Exercise requirements: List each line of the data in which the string "this" appears.

* Begin Raw data *

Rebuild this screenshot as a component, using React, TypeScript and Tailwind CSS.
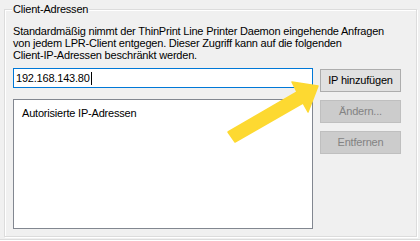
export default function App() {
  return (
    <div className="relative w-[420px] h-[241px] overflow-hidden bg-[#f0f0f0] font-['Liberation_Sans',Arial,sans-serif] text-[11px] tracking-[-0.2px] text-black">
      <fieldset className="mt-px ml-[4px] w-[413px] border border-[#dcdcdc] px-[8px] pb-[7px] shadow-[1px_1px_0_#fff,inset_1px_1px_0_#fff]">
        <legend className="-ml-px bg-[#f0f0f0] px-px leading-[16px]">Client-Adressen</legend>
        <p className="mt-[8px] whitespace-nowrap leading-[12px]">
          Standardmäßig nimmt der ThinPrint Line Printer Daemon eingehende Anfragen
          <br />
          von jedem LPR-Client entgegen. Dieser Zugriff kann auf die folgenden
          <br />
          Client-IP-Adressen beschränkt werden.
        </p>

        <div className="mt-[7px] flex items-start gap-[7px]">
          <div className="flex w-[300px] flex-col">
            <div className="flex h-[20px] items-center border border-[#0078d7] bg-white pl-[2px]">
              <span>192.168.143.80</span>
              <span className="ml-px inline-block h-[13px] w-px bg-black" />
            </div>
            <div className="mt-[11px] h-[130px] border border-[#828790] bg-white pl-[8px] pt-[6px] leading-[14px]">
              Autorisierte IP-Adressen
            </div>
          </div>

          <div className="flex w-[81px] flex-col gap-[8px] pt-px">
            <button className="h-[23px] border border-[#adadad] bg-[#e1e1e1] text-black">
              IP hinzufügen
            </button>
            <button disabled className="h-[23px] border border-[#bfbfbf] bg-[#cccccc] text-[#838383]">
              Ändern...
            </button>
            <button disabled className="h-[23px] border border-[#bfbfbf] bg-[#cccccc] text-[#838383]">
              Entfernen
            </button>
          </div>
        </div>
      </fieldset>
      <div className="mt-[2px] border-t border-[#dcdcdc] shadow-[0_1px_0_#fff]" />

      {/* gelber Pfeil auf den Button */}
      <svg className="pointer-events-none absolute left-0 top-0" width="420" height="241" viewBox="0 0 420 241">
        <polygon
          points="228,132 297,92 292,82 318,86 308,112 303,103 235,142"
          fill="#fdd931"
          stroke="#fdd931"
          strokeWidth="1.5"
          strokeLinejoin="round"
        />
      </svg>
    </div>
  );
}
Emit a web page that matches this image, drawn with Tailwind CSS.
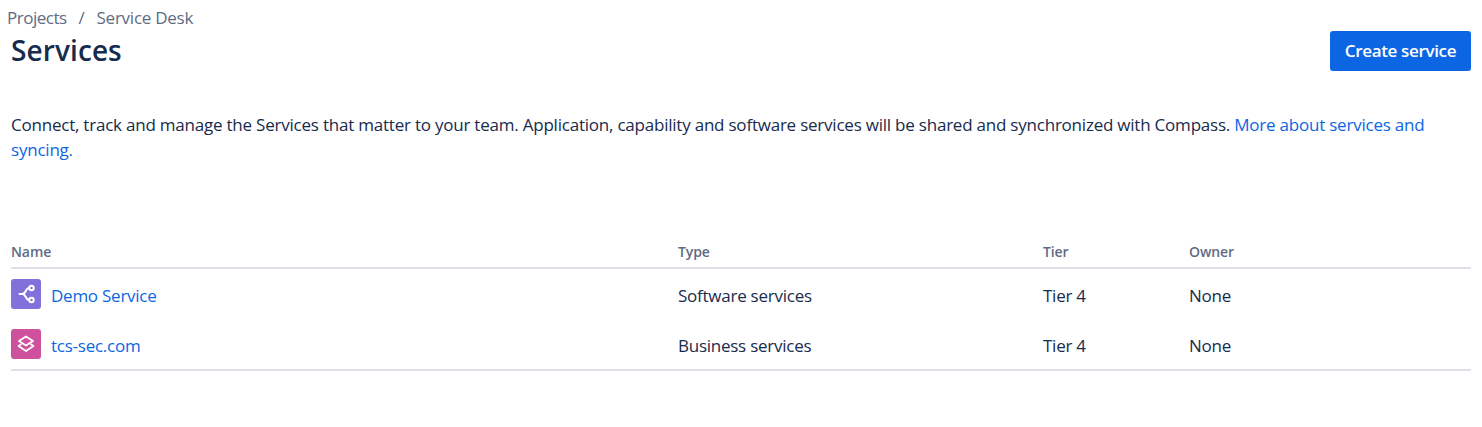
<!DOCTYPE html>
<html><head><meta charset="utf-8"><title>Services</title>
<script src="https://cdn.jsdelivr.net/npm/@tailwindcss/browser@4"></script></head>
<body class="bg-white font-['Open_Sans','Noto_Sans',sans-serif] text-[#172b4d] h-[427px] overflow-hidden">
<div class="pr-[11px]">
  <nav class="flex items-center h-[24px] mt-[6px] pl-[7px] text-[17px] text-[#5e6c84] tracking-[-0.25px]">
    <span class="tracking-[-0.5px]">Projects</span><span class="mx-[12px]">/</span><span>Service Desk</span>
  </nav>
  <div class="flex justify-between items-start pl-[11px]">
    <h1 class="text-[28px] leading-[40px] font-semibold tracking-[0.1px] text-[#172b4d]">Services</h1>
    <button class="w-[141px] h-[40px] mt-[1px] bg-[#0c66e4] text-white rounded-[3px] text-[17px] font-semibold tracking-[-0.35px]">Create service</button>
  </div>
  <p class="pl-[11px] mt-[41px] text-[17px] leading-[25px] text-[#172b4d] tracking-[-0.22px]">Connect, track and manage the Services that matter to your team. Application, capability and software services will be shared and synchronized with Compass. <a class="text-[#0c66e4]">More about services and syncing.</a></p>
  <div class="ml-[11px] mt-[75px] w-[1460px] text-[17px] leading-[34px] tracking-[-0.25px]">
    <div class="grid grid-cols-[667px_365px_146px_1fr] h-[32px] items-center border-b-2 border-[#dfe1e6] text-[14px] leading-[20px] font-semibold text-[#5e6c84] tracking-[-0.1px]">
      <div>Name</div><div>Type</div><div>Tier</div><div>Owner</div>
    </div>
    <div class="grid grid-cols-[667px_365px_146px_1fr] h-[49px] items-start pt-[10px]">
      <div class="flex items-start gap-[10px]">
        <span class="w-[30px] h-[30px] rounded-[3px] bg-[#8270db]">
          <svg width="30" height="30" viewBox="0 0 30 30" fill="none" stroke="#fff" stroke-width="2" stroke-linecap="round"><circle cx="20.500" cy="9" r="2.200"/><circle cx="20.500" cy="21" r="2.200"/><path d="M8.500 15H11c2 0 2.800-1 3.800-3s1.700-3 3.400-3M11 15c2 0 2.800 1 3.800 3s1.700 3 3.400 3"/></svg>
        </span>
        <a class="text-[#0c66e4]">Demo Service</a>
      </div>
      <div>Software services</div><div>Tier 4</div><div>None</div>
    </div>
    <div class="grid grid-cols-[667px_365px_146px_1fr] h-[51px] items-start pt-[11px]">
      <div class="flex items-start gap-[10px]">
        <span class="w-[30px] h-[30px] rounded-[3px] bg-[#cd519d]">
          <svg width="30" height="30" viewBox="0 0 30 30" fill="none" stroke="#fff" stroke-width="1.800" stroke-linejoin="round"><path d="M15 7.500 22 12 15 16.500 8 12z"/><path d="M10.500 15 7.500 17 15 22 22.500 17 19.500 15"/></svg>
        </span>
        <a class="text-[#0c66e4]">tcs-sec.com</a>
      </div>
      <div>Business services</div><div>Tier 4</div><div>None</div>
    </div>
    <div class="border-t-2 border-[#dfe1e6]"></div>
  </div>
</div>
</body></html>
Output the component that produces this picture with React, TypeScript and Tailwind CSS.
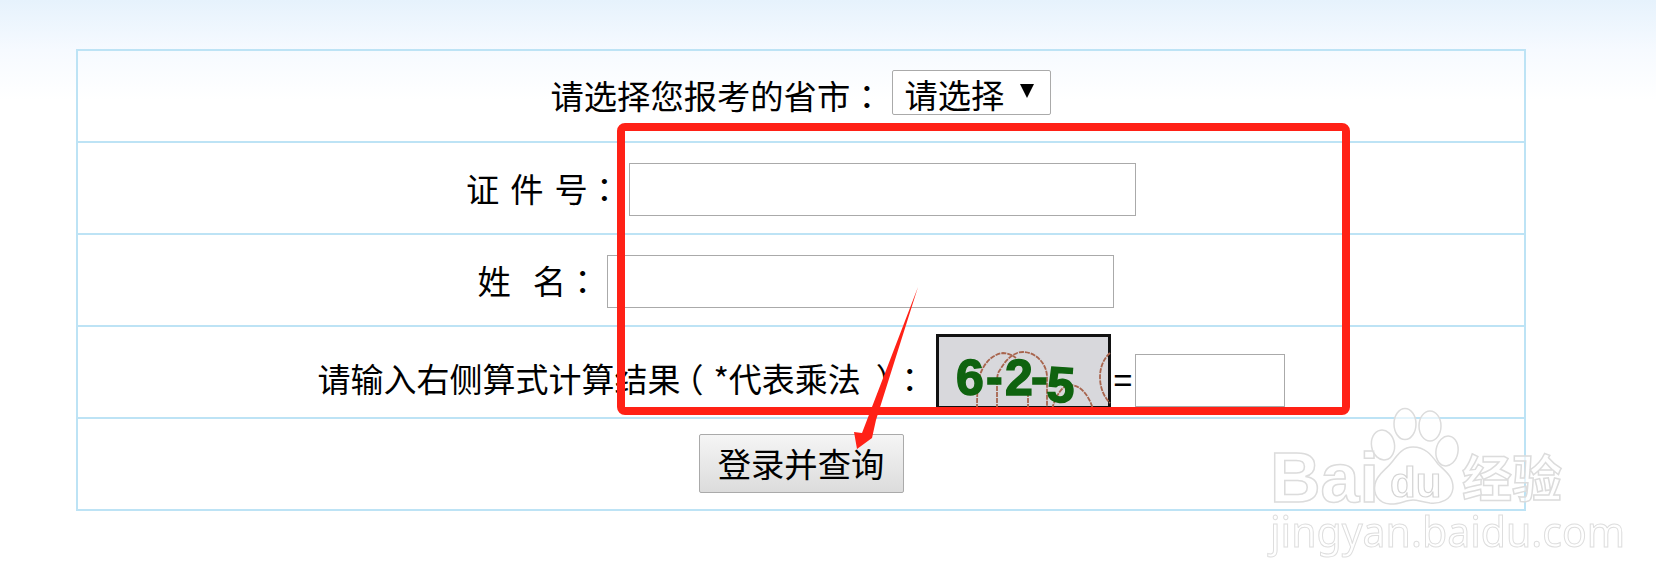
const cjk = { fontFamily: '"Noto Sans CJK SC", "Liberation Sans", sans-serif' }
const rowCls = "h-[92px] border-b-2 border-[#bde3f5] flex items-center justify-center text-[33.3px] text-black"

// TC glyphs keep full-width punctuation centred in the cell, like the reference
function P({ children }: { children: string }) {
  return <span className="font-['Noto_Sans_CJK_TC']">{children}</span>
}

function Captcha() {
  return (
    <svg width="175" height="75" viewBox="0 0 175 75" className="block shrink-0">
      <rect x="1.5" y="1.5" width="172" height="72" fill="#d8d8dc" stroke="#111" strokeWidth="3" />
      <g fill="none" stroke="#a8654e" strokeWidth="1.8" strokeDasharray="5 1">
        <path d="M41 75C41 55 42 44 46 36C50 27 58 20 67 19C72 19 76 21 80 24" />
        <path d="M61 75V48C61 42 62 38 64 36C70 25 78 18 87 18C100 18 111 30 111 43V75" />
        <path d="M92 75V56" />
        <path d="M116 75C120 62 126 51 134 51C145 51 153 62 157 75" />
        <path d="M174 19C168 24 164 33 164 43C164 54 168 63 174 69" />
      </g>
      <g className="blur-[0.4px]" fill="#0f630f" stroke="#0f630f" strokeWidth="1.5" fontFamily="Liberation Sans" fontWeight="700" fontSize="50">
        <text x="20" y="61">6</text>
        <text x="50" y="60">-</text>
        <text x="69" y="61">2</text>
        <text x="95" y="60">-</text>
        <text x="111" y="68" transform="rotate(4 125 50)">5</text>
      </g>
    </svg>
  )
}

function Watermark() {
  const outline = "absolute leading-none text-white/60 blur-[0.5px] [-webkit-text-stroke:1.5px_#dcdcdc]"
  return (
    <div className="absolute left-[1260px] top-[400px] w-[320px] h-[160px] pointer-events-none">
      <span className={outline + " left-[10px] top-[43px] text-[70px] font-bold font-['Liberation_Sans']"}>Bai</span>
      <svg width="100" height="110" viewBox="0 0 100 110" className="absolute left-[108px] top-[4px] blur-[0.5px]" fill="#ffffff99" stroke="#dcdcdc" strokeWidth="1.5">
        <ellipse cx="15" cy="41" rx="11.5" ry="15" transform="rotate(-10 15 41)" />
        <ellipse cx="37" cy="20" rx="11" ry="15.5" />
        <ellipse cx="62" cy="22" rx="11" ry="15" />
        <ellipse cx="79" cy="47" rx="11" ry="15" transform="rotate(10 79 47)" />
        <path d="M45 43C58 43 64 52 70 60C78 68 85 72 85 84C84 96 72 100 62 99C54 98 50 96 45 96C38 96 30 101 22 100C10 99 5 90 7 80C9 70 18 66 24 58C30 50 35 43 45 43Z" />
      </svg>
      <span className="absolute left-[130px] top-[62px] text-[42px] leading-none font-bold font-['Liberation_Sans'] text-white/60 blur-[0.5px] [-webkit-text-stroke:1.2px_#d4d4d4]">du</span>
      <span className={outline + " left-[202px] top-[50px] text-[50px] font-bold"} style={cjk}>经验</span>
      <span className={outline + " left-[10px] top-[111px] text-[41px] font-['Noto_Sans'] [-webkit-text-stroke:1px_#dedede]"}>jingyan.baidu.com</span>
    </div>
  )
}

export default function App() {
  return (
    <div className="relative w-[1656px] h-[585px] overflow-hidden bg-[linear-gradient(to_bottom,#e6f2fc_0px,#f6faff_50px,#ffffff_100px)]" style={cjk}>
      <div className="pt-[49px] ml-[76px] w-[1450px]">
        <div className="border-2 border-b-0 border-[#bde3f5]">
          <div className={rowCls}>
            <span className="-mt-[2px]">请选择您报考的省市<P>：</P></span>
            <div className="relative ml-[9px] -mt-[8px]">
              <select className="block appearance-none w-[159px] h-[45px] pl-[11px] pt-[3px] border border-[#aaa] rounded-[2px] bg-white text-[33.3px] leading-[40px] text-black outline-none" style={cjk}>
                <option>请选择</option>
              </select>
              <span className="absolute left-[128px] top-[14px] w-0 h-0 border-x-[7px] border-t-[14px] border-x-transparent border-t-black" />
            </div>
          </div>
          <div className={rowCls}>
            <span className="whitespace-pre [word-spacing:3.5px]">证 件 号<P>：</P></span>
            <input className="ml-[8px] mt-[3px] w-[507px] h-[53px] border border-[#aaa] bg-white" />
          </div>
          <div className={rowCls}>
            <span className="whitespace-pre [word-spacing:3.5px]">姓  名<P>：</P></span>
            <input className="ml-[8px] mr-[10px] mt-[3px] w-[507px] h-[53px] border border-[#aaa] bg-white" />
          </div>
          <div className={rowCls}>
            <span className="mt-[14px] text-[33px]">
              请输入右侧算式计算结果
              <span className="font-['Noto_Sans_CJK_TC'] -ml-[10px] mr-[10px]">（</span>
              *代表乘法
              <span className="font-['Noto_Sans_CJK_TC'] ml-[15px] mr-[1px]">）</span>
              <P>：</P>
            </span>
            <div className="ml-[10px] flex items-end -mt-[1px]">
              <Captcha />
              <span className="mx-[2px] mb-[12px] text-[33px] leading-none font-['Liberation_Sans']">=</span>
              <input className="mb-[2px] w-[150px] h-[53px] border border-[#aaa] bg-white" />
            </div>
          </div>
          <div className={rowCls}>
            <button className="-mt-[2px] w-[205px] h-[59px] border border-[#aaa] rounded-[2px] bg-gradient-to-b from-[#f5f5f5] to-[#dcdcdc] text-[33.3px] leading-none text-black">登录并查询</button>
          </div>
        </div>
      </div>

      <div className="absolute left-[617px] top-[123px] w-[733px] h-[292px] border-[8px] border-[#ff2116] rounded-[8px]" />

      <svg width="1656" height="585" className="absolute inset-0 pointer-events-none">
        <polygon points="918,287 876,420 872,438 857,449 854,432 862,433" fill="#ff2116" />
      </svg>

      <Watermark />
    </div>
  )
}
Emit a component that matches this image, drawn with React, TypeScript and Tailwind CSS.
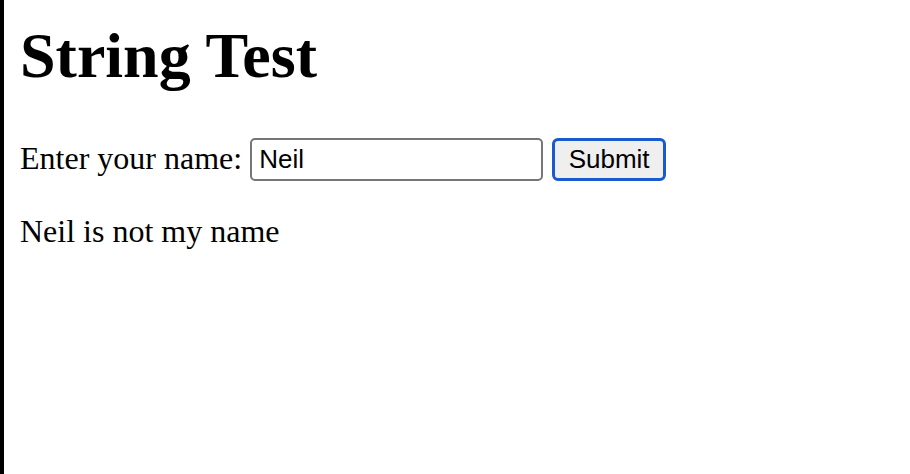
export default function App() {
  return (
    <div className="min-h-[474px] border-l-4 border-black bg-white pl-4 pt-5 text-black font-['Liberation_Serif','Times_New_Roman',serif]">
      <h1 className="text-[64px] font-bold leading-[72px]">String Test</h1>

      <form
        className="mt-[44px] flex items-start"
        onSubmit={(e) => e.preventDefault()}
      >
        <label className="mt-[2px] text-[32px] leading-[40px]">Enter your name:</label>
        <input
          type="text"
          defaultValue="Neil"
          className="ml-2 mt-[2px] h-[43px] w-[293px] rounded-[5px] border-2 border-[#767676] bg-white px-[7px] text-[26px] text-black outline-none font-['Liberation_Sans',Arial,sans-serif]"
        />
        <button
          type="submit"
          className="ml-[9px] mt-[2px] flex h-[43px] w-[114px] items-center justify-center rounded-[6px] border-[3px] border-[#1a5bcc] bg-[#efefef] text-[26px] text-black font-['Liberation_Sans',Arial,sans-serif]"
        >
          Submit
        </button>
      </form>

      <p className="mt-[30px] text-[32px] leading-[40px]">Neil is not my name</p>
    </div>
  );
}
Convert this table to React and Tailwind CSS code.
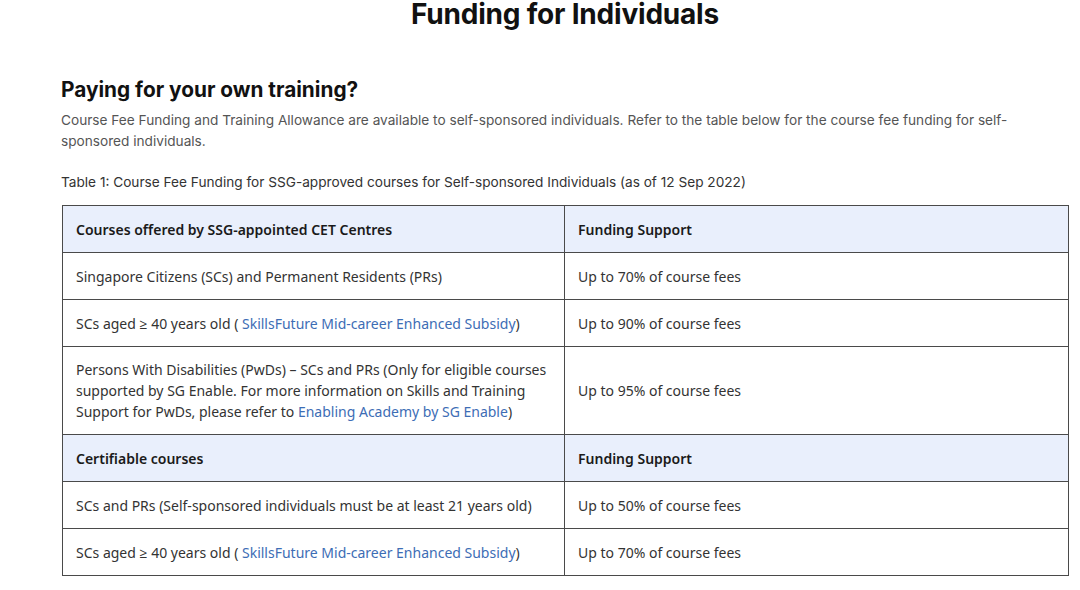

* End Raw data *

Correct output:
Rebuild this screenshot as a component, using React, TypeScript and Tailwind CSS.
Emit a web page that matches this image, drawn with Tailwind CSS.
Output the component that produces this picture with React, TypeScript and Tailwind CSS.
Emit a component that matches this image, drawn with React, TypeScript and Tailwind CSS.
Convert this table to React and Tailwind CSS code.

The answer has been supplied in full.